Without sufficient funds, board members will be forced to tap the community’s reserves to cover operating costs. This will deplete its reserve fund, causing problems later on when major repairs or replacements become due.
Furthermore, the HOA board would need to delay or cancel projects due to a lack of funding. Maintenance will be deferred, worsening the condition of the community’s amenities and common spaces.
Debt can also have a significant financial impact on the association and its members. The board will have to increase dues often or by a large sum. Another option is to levy significant special assessments. None of these moves will satisfy homeowners.
What to Do When the HOA is in Debt

Debt can cause significant disruptions to an association’s operations. Not only will it affect the community’s well-being and reputation, but it will also harm homeowners. Property values can quickly plummet, especially since it can take a long time for an HOA to recover.
Fortunately, there are steps board members can take to resolve debt. With an HOA in debt, here are the options community leaders have.
1. Review Financial Statements
The first thing board members should do is review its financial statements.

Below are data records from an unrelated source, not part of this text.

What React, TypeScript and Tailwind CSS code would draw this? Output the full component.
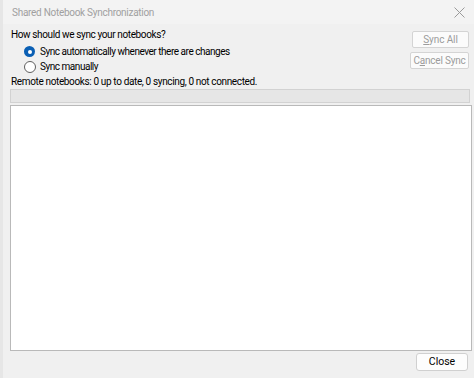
import React from "react";

const font = { fontFamily: 'Roboto, "Noto Sans", sans-serif' };

function Radio({ checked }: { checked: boolean }) {
  return checked ? (
    <span className="w-[11px] h-[11px] rounded-full bg-[#0a5fb4] flex items-center justify-center shrink-0">
      <span className="w-[4px] h-[4px] rounded-full bg-white" />
    </span>
  ) : (
    <span className="w-[12px] h-[12px] rounded-full border border-[#5f5f5f] bg-white shrink-0" />
  );
}

export default function App() {
  return (
    <div
      className="w-[474px] h-[378px] bg-[#f0f0f0] text-[#000] flex flex-col border-l-[3px] border-l-[#e6e6e6] overflow-hidden"
      style={font}
    >
      <div className="h-[24px] shrink-0 flex items-center justify-between pl-[9px] pr-[9px] text-[10px] tracking-[-0.28px] text-[#a0a0a0] bg-[#f3f3f3]">
        <span>Shared Notebook Synchronization</span>
        <svg width="11" height="11" viewBox="0 0 11 11">
          <path d="M0.5 0.5 L10.5 10.5 M10.5 0.5 L0.5 10.5" stroke="#9a9a9a" strokeWidth="1" />
        </svg>
      </div>
      <div className="flex-1 flex flex-col pl-[7px] pr-[2px]">
        <div className="flex h-[50px] shrink-0">
          <div className="flex-1 pt-[3px] pl-[1px]">
            <div className="h-[15px] flex items-center text-[10px] tracking-[-0.38px]">
              How should we sync your notebooks?
            </div>
            <div className="pl-[12px] flex flex-col mt-[2px]">
              <label className="h-[15px] flex items-center text-[10px] tracking-[-0.47px]">
                <span className="w-[13px] flex justify-center">
                  <Radio checked />
                </span>
                <span className="ml-[4px]">Sync automatically whenever there are changes</span>
              </label>
              <label className="h-[15px] flex items-center text-[10px] tracking-[-0.47px]">
                <span className="w-[13px] flex justify-center">
                  <Radio checked={false} />
                </span>
                <span className="ml-[4px]">Sync manually</span>
              </label>
            </div>
          </div>
          <div className="flex flex-col items-end pt-[7px] pr-[3px]">
            <button className="w-[57px] h-[17px] flex items-center justify-center border border-[#d4d4d4] bg-[#fbfbfb] rounded-[2px] text-[10px] tracking-[-0.1px] leading-none text-[#9c9c9c]">
              <span className="underline">S</span>ync All
            </button>
            <button className="mt-[4px] w-[59px] h-[17px] flex items-center justify-center border border-[#d4d4d4] bg-[#fbfbfb] rounded-[2px] text-[10px] tracking-[-0.2px] leading-none text-[#9c9c9c] whitespace-nowrap">
              C<span className="underline">a</span>ncel Sync
            </button>
          </div>
        </div>
        <div className="h-[15px] shrink-0 flex items-center pl-[1px] text-[10px] tracking-[-0.36px]">
          Remote notebooks: 0 up to date, 0 syncing, 0 not connected.
        </div>
        <div className="mr-[2px] h-[14px] shrink-0 bg-[#e6e6e6] border border-[#d2d2d2]" />
        <div className="mt-[2px] h-[246px] shrink-0 bg-white border border-[#b9b9b9]" />
        <div className="flex justify-end mt-[2px] pr-[4px]">
          <button className="w-[52px] h-[18px] flex items-center justify-center bg-[#fdfdfd] border border-[#d0d0d0] rounded-[3px] text-[10.5px] leading-none">
            Close
          </button>
        </div>
      </div>
    </div>
  );
}
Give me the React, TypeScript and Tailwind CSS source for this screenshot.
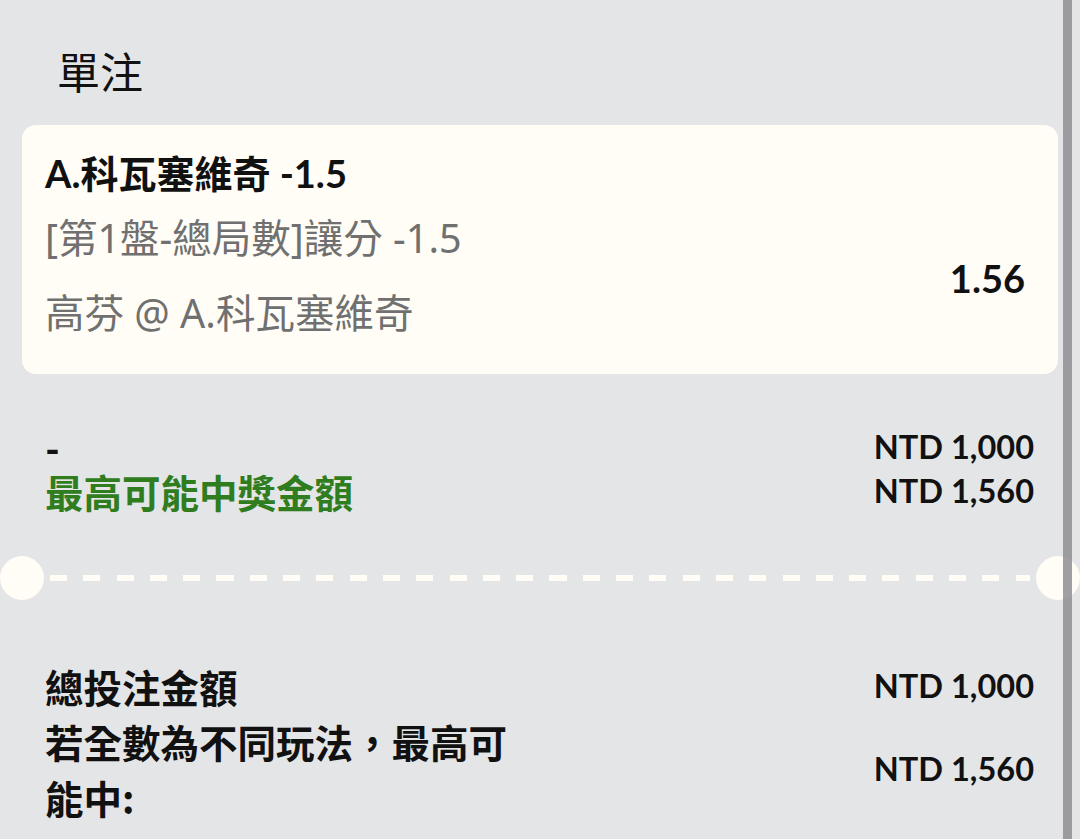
import React from "react";

export default function App() {
  return (
    <div className="relative w-[1080px] h-[839px] overflow-hidden bg-[#e4e5e7] text-[#111] font-['Lato','Noto_Sans_CJK_TC',sans-serif]">
      {/* header */}
      <div className="pt-[42px] pl-[57px] h-[125px]">
        <div className="text-[43px] leading-[56px] font-normal font-['Noto_Sans_CJK_TC',sans-serif]">單注</div>
      </div>

      {/* bet card */}
      <div className="mx-[22px] h-[249px] rounded-[14px] bg-[#fffdf6] flex justify-between pl-[23px] pr-[33px]">
        <div className="flex flex-col">
          <div className="mt-[24px] text-[38px] leading-[48px] font-bold">A.科瓦塞維奇 -1.5</div>
          <div className="mt-[17px] text-[39.5px] leading-[48px] text-[#707070] font-['Noto_Sans','Noto_Sans_CJK_TC',sans-serif]">
            [第1盤-總局數]讓分 -1.5
          </div>
          <div className="mt-[27px] text-[39.5px] leading-[48px] text-[#707070] font-['Noto_Sans','Noto_Sans_CJK_TC',sans-serif]">
            高芬 @ A.科瓦塞維奇
          </div>
        </div>
        <div className="pt-[129px] text-[38px] leading-[48px] font-bold">1.56</div>
      </div>

      {/* potential win */}
      <div className="mt-[51px] pl-[45px] pr-[46px] text-[32.5px] font-bold">
        <div className="flex justify-between items-center h-[44px]">
          <span className="leading-none pt-[4px] text-[40px]">-</span>
          <span className="leading-none">NTD 1,000</span>
        </div>
        <div className="flex justify-between items-center h-[44px]">
          <span className="leading-none text-[38.5px] text-[#2f7d1f] font-['Noto_Sans_CJK_TC',sans-serif]">最高可能中獎金額</span>
          <span className="leading-none">NTD 1,560</span>
        </div>
      </div>

      {/* divider */}
      <div className="mt-[43px] flex items-center h-[44px]">
        <div className="w-[44px] h-[44px] rounded-full bg-[#fffdf5] shrink-0" />
        <div className="flex-1 mx-[6px] h-[6px] bg-[repeating-linear-gradient(90deg,#fffdf5_0px,#fffdf5_17px,transparent_17px,transparent_33.3px)]" />
        <div className="w-[44px] h-[44px] rounded-full bg-[#fffdf5] shrink-0" />
      </div>

      {/* totals */}
      <div className="mt-[58px] pl-[45px] pr-[46px] text-[32.5px] font-bold">
        <div className="flex justify-between items-center h-[56px]">
          <span className="leading-none text-[38.5px] font-['Noto_Sans_CJK_TC',sans-serif]">總投注金額</span>
          <span className="leading-none">NTD 1,000</span>
        </div>
        <div className="flex justify-between items-center">
          <span className="w-[480px] leading-[55.5px] text-[38.5px] font-['Noto_Sans_CJK_TC',sans-serif]">
            若全數為不同玩法，最高可能中:
          </span>
          <span className="leading-none">NTD 1,560</span>
        </div>
      </div>

      {/* scrollbar */}
      <div className="absolute top-0 left-[1063px] w-[9px] h-full bg-[#8f8f93]/85" />
    </div>
  );
}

Check the association’s income, expenses, and all outstanding obligations. This will help the board understand the full scope of the debt and determine the next steps.
2. Meet With the Treasurer or Accountant
Next, board members should speak to the treasurer or consult an accountant. A professional can help verify the numbers, explain any discrepancies, and identify cash flow issues.
If the HOA doesn’t have an accountant, it’s best to hire one. An HOA management company typically has accountants or financial specialists on retainer who can help communities dig themselves out of bad debt.
3. Pause Non-Essential Spending
With an HOA in debt, this is the best time to halt non-urgent spending. Postpone unnecessary projects such as cosmetic landscaping or upgrades, at least until the association regains its financial footing. The wise thing to do right now is to focus on safety, maintenance, and essential needs first.
4. Communicate With Homeowners
Transparency is key. Homeowners have a right to know the association’s financial situation and the board’s plans. Make sure board members practice open communication to help build trust and support for the community’s recovery plan.
5. Implement a Payment Plan for Delinquents
Most of the time, debt stems from a high delinquency rate. To minimize delinquent accounts, the board should offer realistic payment plans to owners with overdue balances. This can help the community recover funds without pushing homeowners toward foreclosure.
6. Increase Dues or Levy a Special Assessment
Sometimes, if the debt is severe, the board would have no other choice but to raise dues or impose a special assessment. Board members should explain the rationale for this decision, so homeowners understand where their money is going. This helps rally their support and minimizes disputes.
Of course, the board must follow the procedures outlined in their governing documents. State law will also come into play here. In Texas, there is no limit on how much an HOA can raise dues, but Section 209.0051 requires any discussions or votes on such increases to take place at open meetings.
7. Refinance or Take Out a Loan
Some associations take out loans to pay existing debts or fund capital projects. Boards might favor loans because they allow the community to access funding urgently, but loans also come with downsides. For one thing, loans must be repaid with interest, which might cripple the association further in the long run.
Board members must carefully consider loans as an option. It is best to seek input from financial advisors before making any rash decisions.
8. Improve Collections Process
Sometimes, the problem lies in the association’s collections process. If board members fail to consistently and effectively collect dues or assessments, they are likely to fall into debt.
To counteract this, boards should establish a clear collections policy with firm timelines, late fees, and lien procedures. Strong enforcement of this policy also helps maintain consistency and fairness.
9. Hire a Professional HOA Management Company
An experienced management company can help improve budgeting, collections, and vendor relations. Additionally, their expertise can prevent future missteps that lead to debt.
10. Conduct a Reserve Study Update
A reserve study is an essential tool in financial planning. Updating it will help ensure that the association can plan accurately for future repairs and replacements. This will allow the HOA to avoid relying on emergency loans or special assessments.
How to Prevent Future HOA Debt
As the saying goes, prevention is always better than a cure, and it applies to debt as well. Instead of worrying about resolving debt later on, board members should focus on preventing it. Here are the ways associations can do that.
- Prepare realistic annual budgets that include emergency contingencies.
- Fund reserves regularly according to the reserve study.
- Review contracts and expenses each year for savings opportunities.
- Encourage timely payment by offering online payment options and reminders.
- Schedule annual financial audits to maintain transparency.
A Learning Curve
An HOA in debt doesn’t mean the end of a community’s stability. With careful planning, transparency, and professional guidance, any association can regain its financial health. The important thing is to learn from past mistakes and enforce stronger practices in the future.